Первый бой Глюку его противники намеревались дать уже в 1776 году, втянув Пиччинни в довольно неблаговидную интригу. Из письма Глюка к Дю Рулле, написанного летом из Вены, явствует, что в планы композитора входила опера «Роланд» — также на старое либретто Кино, некогда положенное на музыку Люлли. Внезапно Глюк узнал, что аналогичный заказ получил и Пиччинни, так что два «Роланда» должны были появиться одновременно, дабы публика могла их сравнить. Глюк был разгневан и предпочёл отказаться от своего замысла. Летом 1776 года он писал Дю Рулле:
Я только что получил, дорогой друг, Ваше письмо от 15 января, в котором Вы побуждаете меня как ни в чём не бывало продолжать работу над оперой «Роланд». Это теперь невозможно, поскольку, едва узнав, что Дирекция, вполне осведомлённая о том, что я работаю над данной оперой, отдала тот же текст синьору Пиччинни, я сжёг всё, что успел написать. Возможно, оно не имело особой ценности, и в таком случае публика будет особо признательна г-ну Мармонтелю [151] , который таким образом избавил её от необходимости слушать плохую музыку. Я вообще не расположен вступать в состязания. Синьор Пиччинни получил бы слишком большое преимущество передо мной, поскольку, помимо его личных, бесспорно великих достоинств, у него было бы преимущество новизны, так как Париж уже слышал четыре моих оперы — неважно, хороших или плохих, — в любом случае они приелись. Кроме того, я проложил путь, по которому ему оставалось лишь последовать. Я уж не буду ничего говорить о его патронах.
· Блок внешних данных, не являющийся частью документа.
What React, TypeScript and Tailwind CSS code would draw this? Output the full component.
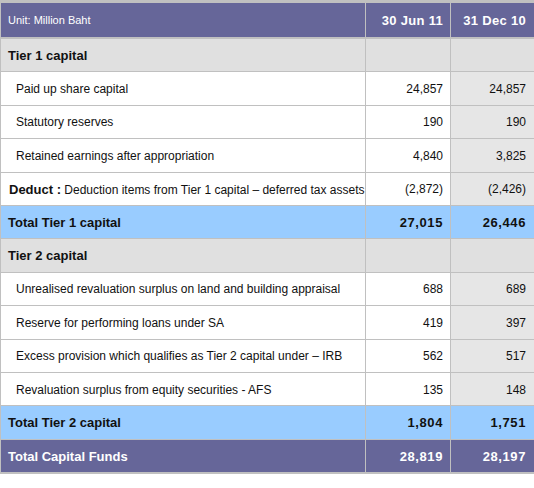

Я уверен, что один известный мне политический деятель накормит обедам и ужинами три четверти Парижа, чтобы навербовать ему прозелитов [152] , и что господин Мармонтель, столь же милый, сколь красноречивый, будет рассказывать всему королевству об исключительных заслугах г-на Пиччинни. Мне искренне жаль, что г-н Эбер [153] попал в лапы таких субъектов, один из которых слепой фанатик итальянской музыки, а другой — автор так называемых комических опер; уж они-то заставят его признать белое чёрным.